How do we decide which way to let the fact that the world is a big place affect us? Well, as I say, for us as Christians, a big piece of it has to do with how we see God. Is the God we meet in the Bible interested only in people "like me," or is God interested in the whole enchilada? Does my life matter more to God than someone down the road... or down the river... or on the other side of God's green earth? And vice versa, does someone else whose ways and language are different than mine matter more to God than me?
Let's consult the most famous, most-televised verse in the whole Bible: you and I know it as John 3:16. "For God so loved the world..." the text says. You probably knew those words by heart, right? But consider for a moment how radical--and how clarifying--a statement that is. "The world" is a shorthand in John's gospel for "everything that is turned away from God" or "all the creation, including people dead set against God, or who have no interest at all in hearing about God." It's a phrase that includes everything--the well-behaved, the people who are "like me," the people who are NOT "like me," the people who are striving to love God, the people who have no use for religion, the people who are not interested in hearing my speeches about God... all of us. "The world" that God loves includes people who see things like I do, and it includes people who do not see the world as I do. It includes my like-minded circle of friends or family, and it includes everybody's angry uncle who goes off on nonsensical tirades at family holiday gatherings or on Facebook. It includes people it is fashionable to like... and it includes people it is no longer trendy to care about. "The world" includes people who have been sitting in church next to me for decades, and people whose faith is other than mine. The world that God loves is not bounded by "the limited group of people whose skin, salary, or style match mine".
Now, to be clear, that manifestly does NOT mean that all of us on earth are all "right" about whatever things we each believe or think. The point is not that all beliefs are equally "right" or "true" or whatever, as long as they are sincerely held--facts and reality matter. But the beautiful thing about the love of God is that you don't have to be "right" for God to love you. So, yes, it matters whether the world is only six thousand years or billions of years old--this is not a question we just shrug our shoulders and go, "Eh, potato, poTAHto." BUT God doesn't only love the people who are correct in guessing that number. It matters whether the world is or isn't getting hotter--but God doesn't just love the people who are correct in their reading of the facts there. And yes, there are people who believe that Neil Diamond's "Sweet Caroline" is the epitome of human musical genius, like Bill Murray's character reminds us... and then there are those of us who are convinced that, no, music reached its zenith in 1982 with Dexy's Midnight Runners' release of "Come On, Eileen." (See how quickly we can get ourselves all worked up in right-ness that we forget even the possibility that we could all be wrong, too?). God's love is not just for people with good taste in music, either. The truth matters, and it matters as it guides us to make wise decisions at the micro level and at the big-picture level, too--but love is not bound to people who people who see the world like I do.... or like you do. God's love reaches out to us when we are dead-set turned away from God, so yeah, it can also include people on different sides of the capital-gains-tax debate.

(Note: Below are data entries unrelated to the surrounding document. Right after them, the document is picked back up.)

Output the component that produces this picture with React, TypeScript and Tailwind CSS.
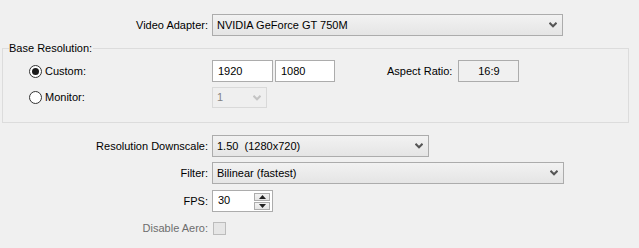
import React from "react";

function Chevron({ color = "#555" }: { color?: string }) {
  return (
    <svg width="8" height="6" viewBox="0 0 8 6" className="shrink-0">
      <path d="M0.5 0.8 L4 4.3 L7.5 0.8" fill="none" stroke={color} strokeWidth="2" />
    </svg>
  );
}

function Combo({
  width,
  value,
  disabled = false,
  height = "h-[22px]",
}: {
  width: string;
  value: string;
  disabled?: boolean;
  height?: string;
}) {
  return (
    <div
      className={`${width} ${height} flex items-center justify-between pl-[4px] pr-[5px] border ${
        disabled
          ? "border-[#d9d9d9] bg-[#efefef] text-[#838383]"
          : "border-[#acacac] bg-gradient-to-b from-[#f2f2f2] to-[#e5e5e5] text-black"
      }`}
    >
      <span className="whitespace-pre">{value}</span>
      <Chevron color={disabled ? "#c4c4c4" : "#555"} />
    </div>
  );
}

function Field({ label, muted = false, children, mt }: { label: string; muted?: boolean; children: React.ReactNode; mt: string }) {
  return (
    <div className={`flex items-center ${mt}`}>
      <div className={`w-[212px] pr-[4px] text-right ${muted ? "text-[#6d6d6d]" : ""}`}>{label}</div>
      {children}
    </div>
  );
}

function Radio({ checked }: { checked?: boolean }) {
  return (
    <span className="w-[13px] h-[13px] rounded-full border border-[#333] bg-white flex items-center justify-center shrink-0">
      {checked && <span className="w-[7px] h-[7px] rounded-full bg-[#1a1a1a]" />}
    </span>
  );
}

export default function App() {
  return (
    <div className="w-[639px] h-[248px] bg-[#f0f0f0] text-[11px] leading-none text-black font-['Liberation_Sans',Arial,sans-serif] pt-[14px] overflow-hidden">
      <Field label="Video Adapter:" mt="">
        <Combo width="w-[351px]" value="NVIDIA GeForce GT 750M" />
      </Field>

      <div className="relative mt-[12px] ml-[2px] w-[627px] h-[75px] border border-[#dcdcdc]">
        <span className="absolute left-[6px] -top-[6px] bg-[#f0f0f0] pr-[1px]">Base Resolution:</span>

        <div className="flex items-center mt-[11px] h-[22px]">
          <div className="w-[209px] flex items-center gap-[3px] pl-[26px]">
            <Radio checked />
            <span>Custom:</span>
          </div>
          <div className="w-[61px] h-[22px] border border-[#acacac] bg-white flex items-center pl-[5px]">1920</div>
          <div className="ml-[2px] w-[60px] h-[22px] border border-[#acacac] bg-white flex items-center pl-[5px]">1080</div>
          <span className="ml-[52px]">Aspect Ratio:</span>
          <div className="ml-[6px] w-[61px] h-[22px] border border-[#acacac] bg-[#f0f0f0] flex items-center justify-center">16:9</div>
        </div>

        <div className="flex items-center mt-[5px] h-[21px]">
          <div className="w-[209px] flex items-center gap-[3px] pl-[26px]">
            <Radio />
            <span>Monitor:</span>
          </div>
          <Combo width="w-[55px]" height="h-[21px]" value="1" disabled />
        </div>
      </div>

      <Field label="Resolution Downscale:" mt="mt-[12px]">
        <Combo width="w-[217px]" value="1.50  (1280x720)" />
      </Field>

      <Field label="Filter:" mt="mt-[5px]">
        <Combo width="w-[352px]" value="Bilinear (fastest)" />
      </Field>

      <Field label="FPS:" mt="mt-[6px]">
        <div className="w-[61px] h-[22px] border border-[#acacac] bg-white flex items-start justify-between pl-[5px] pt-[4px] pr-[2px]">
          <span>30</span>
          <div className="flex flex-col gap-[1px] -mt-[2px]">
            <div className="w-[16px] h-[8px] border border-[#acacac] bg-gradient-to-b from-[#f2f2f2] to-[#e5e5e5] flex items-center justify-center">
              <svg width="7" height="4" viewBox="0 0 7 4"><path d="M0 4 L3.5 0 L7 4 Z" fill="#222" /></svg>
            </div>
            <div className="w-[16px] h-[8px] border border-[#acacac] bg-gradient-to-b from-[#f2f2f2] to-[#e5e5e5] flex items-center justify-center">
              <svg width="7" height="4" viewBox="0 0 7 4"><path d="M0 0 L7 0 L3.5 4 Z" fill="#222" /></svg>
            </div>
          </div>
        </div>
      </Field>

      <Field label="Disable Aero:" muted mt="mt-[10px]">
        <span className="ml-[1px] w-[13px] h-[13px] border border-[#bcbcbc] bg-[#e6e6e6]" />
      </Field>
    </div>
  );
}
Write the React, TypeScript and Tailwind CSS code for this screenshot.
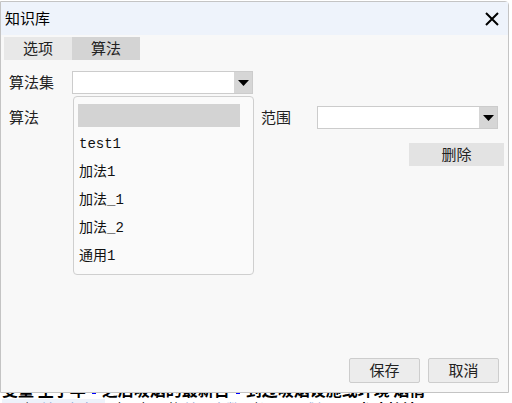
import React from 'react';

const cjk = { fontFamily: '"Noto Sans CJK SC", "Liberation Sans", sans-serif' };
const mono = { fontFamily: '"Liberation Mono", "Noto Sans CJK SC", monospace' };

const items = ['test1', '加法1', '加法_1', '加法_2', '通用1'];

const Arrow = () => (
    <svg width="11" height="6" viewBox="0 0 11 6">
        <path d="M0 0 H11 L5.5 6 Z" fill="#000" />
    </svg>
);

const Select = ({ width }: { width: string }) => (
    <div className={`flex h-[23px] ${width} border border-[#cccccc] bg-white`}>
        <div className="flex-1" />
        <div className="flex w-[18px] items-center justify-center bg-[#d6d6d6]">
            <Arrow />
        </div>
    </div>
);

export default function App() {
    return (
        <div className="relative h-[403px] w-[512px] overflow-hidden bg-white" style={cjk}>
            {/* page behind the dialog */}
            <div className="pt-[380px] pl-[2px] text-black">
                <div className="flex h-[19px] items-center gap-[6px] whitespace-nowrap text-[16px] font-bold leading-[19px]">
                    <span>变量 生子年</span>
                    <span className="h-[8px] w-[4px] bg-[#0000ff]" />
                    <span>之后吸烟的最新日</span>
                    <span className="h-[8px] w-[4px] bg-[#0000ff]" />
                    <span>到过吸烟设施或环境 烟情</span>
                </div>
                <div className="flex h-[18px] items-center gap-[10px] whitespace-nowrap text-[14px] leading-[18px]">
                    <span className="bg-[#edf2fa] px-[8px]">吸烟 <span className="text-[#8aa6d6]">输入框架</span></span>
                    <span>年</span>
                    <span>每日的 <span className="text-[#8aa6d6]">输入字数</span></span>
                    <span>者</span>
                    <span className="text-[#8aa6d6]">是否成烟</span>
                    <span className="ml-[20px] font-bold">都未接触</span>
                </div>
            </div>

            {/* dialog */}
            <div className="absolute left-0 top-[1px] flex h-[392px] w-[509px] flex-col rounded-tr-[4px] border border-[#c4c4c4] bg-[#f8f8f8]">
                <div className="flex h-[33px] items-center justify-between bg-[#eef3fb] pl-[4px] pr-[8px]">
                    <span className="text-[15px] text-black">知识库</span>
                    <svg width="16" height="16" viewBox="0 0 16 16">
                        <path d="M2 2 L14 14 M14 2 L2 14" stroke="#000" strokeWidth="2" />
                    </svg>
                </div>

                <div className="ml-[3px] mt-[2px] flex text-[15px] text-[#222]">
                    <div className="flex h-[23px] w-[68px] items-center justify-center bg-[#e8e8e8]">选项</div>
                    <div className="flex h-[23px] w-[68px] items-center justify-center bg-[#d4d4d4]">算法</div>
                </div>

                <div className="mt-[11px] flex items-center text-[15px] text-[#222]">
                    <span className="w-[71px] pl-[8px]">算法集</span>
                    <Select width="w-[181px]" />
                </div>

                <div className="mt-[12px] flex items-center text-[15px] text-[#222]">
                    <span className="w-[260px] pl-[8px]">算法</span>
                    <span className="w-[56px]">范围</span>
                    <Select width="w-[181px]" />
                </div>

                <div className="mt-[14px] flex justify-end pr-[4px]">
                    <button
                        type="button"
                        className="flex h-[23px] w-[95px] items-center justify-center bg-[#e3e3e3] text-[15px] text-[#222]"
                    >
                        删除
                    </button>
                </div>

                <div className="flex-1" />

                <div className="flex justify-end gap-[8px] pb-[9px] pr-[9px]">
                    <button
                        type="button"
                        className="flex h-[25px] w-[71px] items-center justify-center rounded-[2px] border border-[#cdcdcd] bg-[#ececec] text-[15px] text-[#222]"
                    >
                        保存
                    </button>
                    <button
                        type="button"
                        className="flex h-[25px] w-[71px] items-center justify-center rounded-[2px] border border-[#cdcdcd] bg-[#ececec] text-[15px] text-[#222]"
                    >
                        取消
                    </button>
                </div>

                {/* open dropdown list */}
                <div className="absolute left-[72px] top-[94px] h-[179px] w-[181px] rounded-[4px] border border-[#cfcfcf] bg-[#fafafa] pl-[4px] pt-[7px]">
                    <div className="h-[23px] w-[162px] bg-[#d3d3d3]" />
                    <div className="mt-[3px] text-[14px] text-[#111]" style={mono}>
                        {items.map((item) => (
                            <div key={item} className="flex h-[28px] items-center pl-[1px]">
                                {item}
                            </div>
                        ))}
                    </div>
                </div>
            </div>
        </div>
    );
}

The point in all of this is that the world's most famous Bible verse gives us a lot more direction than we might have given it credit for at first. It's more than just a warm-and-fuzzy sentence to recite when you are feeling down--it answers the question we posed at the start: does the big-ness of the world lead me to shrink my area of concern down to only people who are "like" me, or does the size of the world lead me to say that all people are to be recipients of my concern, even if they are NOT like me? And the Gospel of John comes down solidly on the side of the bigger vision. The world's most popular Bible verse RULES OUT "Me-and-my-group-first" thinking, because it says, "Whoa, whoa, whoa--hold your horses a minute! God doesn't just love YOU and people like you. God's love has determined that people who are very, very different matter, too." John 3:16 prevents us from looking at any question simply with the attitude of "Hey, we gotta look out for our own, and who cares what it means for anybody else."
Today, two things are important to take with us through the day: yes, the things we think and believe about the world and life matter. Facts matter, and we are not all entitled to our own different sets of facts, and so the pursuit of the truth is important and worth pursuing. But the love that wins at the cross is not limited to people who are right about whatever issue, and the love that wins at the cross is not limited to my group of people. If we are going to insist that John 3:16 says something important to us who follow Jesus, then we are going to be clear right out the door today that we can no longer in good conscience justify our choices or priorities by saying, "Me-and-my-group-first." That is too small a love for the God of the universe, whose love for "the world" meant laying down God's own life at the cross. That is too small for God's beloved world, which, it turns out, is a very big place.
Lord Jesus, help us on this day to love as wide and broad and deeply as you do.